◆ Task brief
Write out the data below exactly as given, without any of its pictures.

◆ Stored data
::::::::::
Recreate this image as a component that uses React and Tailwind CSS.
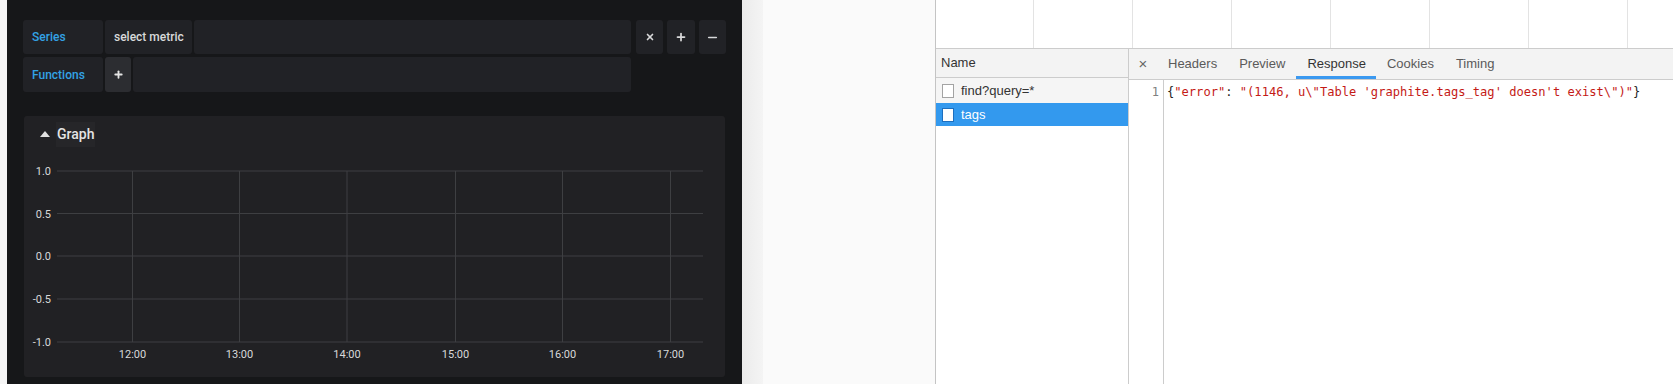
import React from 'react'
import { X, Plus, Minus } from 'lucide-react'

const yTicks = [
  { label: '1.0', y: 19 },
  { label: '0.5', y: 61.5 },
  { label: '0.0', y: 104 },
  { label: '-0.5', y: 147 },
  { label: '-1.0', y: 190 },
]

const xTicks = [
  { label: '12:00', x: 108.5 },
  { label: '13:00', x: 215.5 },
  { label: '14:00', x: 323 },
  { label: '15:00', x: 431.5 },
  { label: '16:00', x: 538.5 },
  { label: '17:00', x: 646.5 },
]

const GraphChart = () => (
  <svg width="701" height="225" className="block">
    {yTicks.map((t) => (
      <g key={t.label}>
        <line x1="33" x2="679" y1={t.y} y2={t.y} stroke="#3e3f42" strokeWidth="1" />
        <text x="27" y={t.y + 4} textAnchor="end" fontSize="11" fill="#d8d9da" fontFamily="Roboto, sans-serif">
          {t.label}
        </text>
      </g>
    ))}
    {xTicks.map((t) => (
      <g key={t.label}>
        <line x1={t.x} x2={t.x} y1="19" y2="190" stroke="#3e3f42" strokeWidth="1" />
        <text x={t.x} y="206" textAnchor="middle" fontSize="11" fill="#d8d9da" fontFamily="Roboto, sans-serif">
          {t.label}
        </text>
      </g>
    ))}
  </svg>
)

const FileIcon = ({ selected }) => (
  <span
    className={`inline-block w-[12px] h-[14px] border ${selected ? 'bg-white border-[#1d6fbf]' : 'bg-white border-[#a3a3a3]'}`}
  />
)

const Grafana = () => (
  <div className="w-[735px] h-full bg-[#161719] pt-[20px] pl-[16px] font-['Roboto',sans-serif]">
    {/* Query rows */}
    <div className="flex flex-col gap-[3px]">
      <div className="flex h-[34px]">
        <div className="w-[80px] bg-[#212226] rounded-[3px] flex items-center pl-[9px] text-[12px] font-medium text-[#33a2e5]">
          Series
        </div>
        <div className="ml-[2px] w-[87px] bg-[#212226] rounded-[3px] flex items-center pl-[9px] text-[12px] font-medium text-[#d8d9da]">
          select metric
        </div>
        <div className="ml-[2px] w-[437px] bg-[#212226] rounded-[3px]" />
        <div className="ml-[5px] w-[27px] bg-[#212226] rounded-[3px] flex items-center justify-center text-[#d8d9da]">
          <X size={10} strokeWidth={4} />
        </div>
        <div className="ml-[4px] w-[28px] bg-[#212226] rounded-[3px] flex items-center justify-center text-[#d8d9da]">
          <Plus size={12} strokeWidth={3.5} />
        </div>
        <div className="ml-[4px] w-[27px] bg-[#212226] rounded-[3px] flex items-center justify-center text-[#d8d9da]">
          <Minus size={13} strokeWidth={3} />
        </div>
      </div>
      <div className="flex h-[35px]">
        <div className="w-[80px] bg-[#212226] rounded-[3px] flex items-center pl-[9px] text-[12px] font-medium text-[#33a2e5]">
          Functions
        </div>
        <div className="ml-[2px] w-[26px] bg-[#2c2d31] rounded-[3px] flex items-center justify-center text-[#e4e4e4]">
          <Plus size={11} strokeWidth={4} />
        </div>
        <div className="ml-[2px] w-[498px] bg-[#212226] rounded-[3px]" />
      </div>
    </div>

    {/* Graph panel */}
    <div className="mt-[24px] ml-[1px] w-[701px] h-[261px] bg-[#212124] rounded-[3px]">
      <div className="h-[36px] flex items-center pl-[16px]">
        <span className="w-0 h-0 border-l-[5.5px] border-r-[5.5px] border-b-[6px] border-l-transparent border-r-transparent border-b-[#e0e0e0]" />
        <span className="ml-[6px] px-[1px] py-[2px] bg-[#262629] text-[14px] font-medium text-[#e4e4e4]">Graph</span>
      </div>
      <GraphChart />
    </div>
  </div>
)

const DevTools = () => (
  <div className="flex-1 h-full flex flex-col border-l border-[#c4c4c4] bg-white font-['Liberation_Sans',sans-serif]">
    {/* Waterfall strip */}
    <div className="h-[49px] flex border-b border-[#cccccc] overflow-hidden">
      <div className="w-[98px] shrink-0 border-r border-[#e3e3e3]" />
      {[0, 1, 2, 3, 4, 5].map((i) => (
        <div key={i} className="w-[99px] shrink-0 border-r border-[#e3e3e3]" />
      ))}
      <div className="flex-1" />
    </div>

    <div className="flex-1 flex">
      {/* Name column */}
      <div className="w-[193px] border-r border-[#cccccc] flex flex-col">
        <div className="h-[29px] bg-[#f3f3f3] border-b border-[#cccccc] flex items-center pl-[5px] text-[13px] text-[#333]">
          Name
        </div>
        <div className="h-[25px] bg-[#f5f5f5] flex items-center pl-[6px] gap-[7px] text-[13px] text-[#333]">
          <FileIcon />
          <span>find?query=*</span>
        </div>
        <div className="h-[23px] bg-[#3399ee] flex items-center pl-[6px] gap-[7px] text-[13px] text-white">
          <FileIcon selected />
          <span>tags</span>
        </div>
      </div>

      {/* Detail panel */}
      <div className="flex-1 flex flex-col">
        <div className="h-[31px] bg-[#f3f3f3] border-b border-[#cccccc] flex items-stretch text-[13px] text-[#5a5a5a]">
          <div className="w-[28px] flex items-center justify-center text-[15px] text-[#666]">×</div>
          <div className="px-[11px] flex items-center">Headers</div>
          <div className="px-[11px] flex items-center">Preview</div>
          <div className="pl-[11px] pr-[10px] flex items-center text-[#333] border-b-[3px] border-[#3b99f0] pt-[3px]">Response</div>
          <div className="px-[11px] flex items-center">Cookies</div>
          <div className="px-[11px] flex items-center">Timing</div>
        </div>
        <div className="flex-1 flex font-['DejaVu_Sans_Mono',monospace] text-[12.1px] leading-[15px]">
          <div className="w-[35px] border-r border-[#cccccc] text-right pr-[4px] pt-[5px] text-[#808080]">1</div>
          <div className="pl-[3px] pt-[5px] whitespace-pre text-[#222]">
            {'{'}
            <span className="text-[#c41a16]">"error"</span>
            {': '}
            <span className="text-[#c41a16]">{'"(1146, u\\"Table \'graphite.tags_tag\' doesn\'t exist\\")"'}</span>
            {'}'}
          </div>
        </div>
      </div>
    </div>
  </div>
)

export default function App() {
  return (
    <div className="w-[1673px] h-[384px] flex overflow-hidden bg-[#fafafa]">
      <div className="w-[7px] h-full bg-[#f5f5f5]" />
      <Grafana />
      <div className="w-[21px] h-full bg-gradient-to-r from-[#ebebeb] to-[#f4f4f4]" />
      <div className="w-[172px] h-full bg-[#fafafa]" />
      <DevTools />
    </div>
  )
}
::::::::::
◆ Expected output
Recreate this image as a component that uses React and Tailwind CSS.
import React from 'react'
import { X, Plus, Minus } from 'lucide-react'

const yTicks = [
  { label: '1.0', y: 19 },
  { label: '0.5', y: 61.5 },
  { label: '0.0', y: 104 },
  { label: '-0.5', y: 147 },
  { label: '-1.0', y: 190 },
]

const xTicks = [
  { label: '12:00', x: 108.5 },
  { label: '13:00', x: 215.5 },
  { label: '14:00', x: 323 },
  { label: '15:00', x: 431.5 },
  { label: '16:00', x: 538.5 },
  { label: '17:00', x: 646.5 },
]

const GraphChart = () => (
  <svg width="701" height="225" className="block">
    {yTicks.map((t) => (
      <g key={t.label}>
        <line x1="33" x2="679" y1={t.y} y2={t.y} stroke="#3e3f42" strokeWidth="1" />
        <text x="27" y={t.y + 4} textAnchor="end" fontSize="11" fill="#d8d9da" fontFamily="Roboto, sans-serif">
          {t.label}
        </text>
      </g>
    ))}
    {xTicks.map((t) => (
      <g key={t.label}>
        <line x1={t.x} x2={t.x} y1="19" y2="190" stroke="#3e3f42" strokeWidth="1" />
        <text x={t.x} y="206" textAnchor="middle" fontSize="11" fill="#d8d9da" fontFamily="Roboto, sans-serif">
          {t.label}
        </text>
      </g>
    ))}
  </svg>
)

const FileIcon = ({ selected }) => (
  <span
    className={`inline-block w-[12px] h-[14px] border ${selected ? 'bg-white border-[#1d6fbf]' : 'bg-white border-[#a3a3a3]'}`}
  />
)

const Grafana = () => (
  <div className="w-[735px] h-full bg-[#161719] pt-[20px] pl-[16px] font-['Roboto',sans-serif]">
    {/* Query rows */}
    <div className="flex flex-col gap-[3px]">
      <div className="flex h-[34px]">
        <div className="w-[80px] bg-[#212226] rounded-[3px] flex items-center pl-[9px] text-[12px] font-medium text-[#33a2e5]">
          Series
        </div>
        <div className="ml-[2px] w-[87px] bg-[#212226] rounded-[3px] flex items-center pl-[9px] text-[12px] font-medium text-[#d8d9da]">
          select metric
        </div>
        <div className="ml-[2px] w-[437px] bg-[#212226] rounded-[3px]" />
        <div className="ml-[5px] w-[27px] bg-[#212226] rounded-[3px] flex items-center justify-center text-[#d8d9da]">
          <X size={10} strokeWidth={4} />
        </div>
        <div className="ml-[4px] w-[28px] bg-[#212226] rounded-[3px] flex items-center justify-center text-[#d8d9da]">
          <Plus size={12} strokeWidth={3.5} />
        </div>
        <div className="ml-[4px] w-[27px] bg-[#212226] rounded-[3px] flex items-center justify-center text-[#d8d9da]">
          <Minus size={13} strokeWidth={3} />
        </div>
      </div>
      <div className="flex h-[35px]">
        <div className="w-[80px] bg-[#212226] rounded-[3px] flex items-center pl-[9px] text-[12px] font-medium text-[#33a2e5]">
          Functions
        </div>
        <div className="ml-[2px] w-[26px] bg-[#2c2d31] rounded-[3px] flex items-center justify-center text-[#e4e4e4]">
          <Plus size={11} strokeWidth={4} />
        </div>
        <div className="ml-[2px] w-[498px] bg-[#212226] rounded-[3px]" />
      </div>
    </div>

    {/* Graph panel */}
    <div className="mt-[24px] ml-[1px] w-[701px] h-[261px] bg-[#212124] rounded-[3px]">
      <div className="h-[36px] flex items-center pl-[16px]">
        <span className="w-0 h-0 border-l-[5.5px] border-r-[5.5px] border-b-[6px] border-l-transparent border-r-transparent border-b-[#e0e0e0]" />
        <span className="ml-[6px] px-[1px] py-[2px] bg-[#262629] text-[14px] font-medium text-[#e4e4e4]">Graph</span>
      </div>
      <GraphChart />
    </div>
  </div>
)

const DevTools = () => (
  <div className="flex-1 h-full flex flex-col border-l border-[#c4c4c4] bg-white font-['Liberation_Sans',sans-serif]">
    {/* Waterfall strip */}
    <div className="h-[49px] flex border-b border-[#cccccc] overflow-hidden">
      <div className="w-[98px] shrink-0 border-r border-[#e3e3e3]" />
      {[0, 1, 2, 3, 4, 5].map((i) => (
        <div key={i} className="w-[99px] shrink-0 border-r border-[#e3e3e3]" />
      ))}
      <div className="flex-1" />
    </div>

    <div className="flex-1 flex">
      {/* Name column */}
      <div className="w-[193px] border-r border-[#cccccc] flex flex-col">
        <div className="h-[29px] bg-[#f3f3f3] border-b border-[#cccccc] flex items-center pl-[5px] text-[13px] text-[#333]">
          Name
        </div>
        <div className="h-[25px] bg-[#f5f5f5] flex items-center pl-[6px] gap-[7px] text-[13px] text-[#333]">
          <FileIcon />
          <span>find?query=*</span>
        </div>
        <div className="h-[23px] bg-[#3399ee] flex items-center pl-[6px] gap-[7px] text-[13px] text-white">
          <FileIcon selected />
          <span>tags</span>
        </div>
      </div>

      {/* Detail panel */}
      <div className="flex-1 flex flex-col">
        <div className="h-[31px] bg-[#f3f3f3] border-b border-[#cccccc] flex items-stretch text-[13px] text-[#5a5a5a]">
          <div className="w-[28px] flex items-center justify-center text-[15px] text-[#666]">×</div>
          <div className="px-[11px] flex items-center">Headers</div>
          <div className="px-[11px] flex items-center">Preview</div>
          <div className="pl-[11px] pr-[10px] flex items-center text-[#333] border-b-[3px] border-[#3b99f0] pt-[3px]">Response</div>
          <div className="px-[11px] flex items-center">Cookies</div>
          <div className="px-[11px] flex items-center">Timing</div>
        </div>
        <div className="flex-1 flex font-['DejaVu_Sans_Mono',monospace] text-[12.1px] leading-[15px]">
          <div className="w-[35px] border-r border-[#cccccc] text-right pr-[4px] pt-[5px] text-[#808080]">1</div>
          <div className="pl-[3px] pt-[5px] whitespace-pre text-[#222]">
            {'{'}
            <span className="text-[#c41a16]">"error"</span>
            {': '}
            <span className="text-[#c41a16]">{'"(1146, u\\"Table \'graphite.tags_tag\' doesn\'t exist\\")"'}</span>
            {'}'}
          </div>
        </div>
      </div>
    </div>
  </div>
)

export default function App() {
  return (
    <div className="w-[1673px] h-[384px] flex overflow-hidden bg-[#fafafa]">
      <div className="w-[7px] h-full bg-[#f5f5f5]" />
      <Grafana />
      <div className="w-[21px] h-full bg-gradient-to-r from-[#ebebeb] to-[#f4f4f4]" />
      <div className="w-[172px] h-full bg-[#fafafa]" />
      <DevTools />
    </div>
  )
}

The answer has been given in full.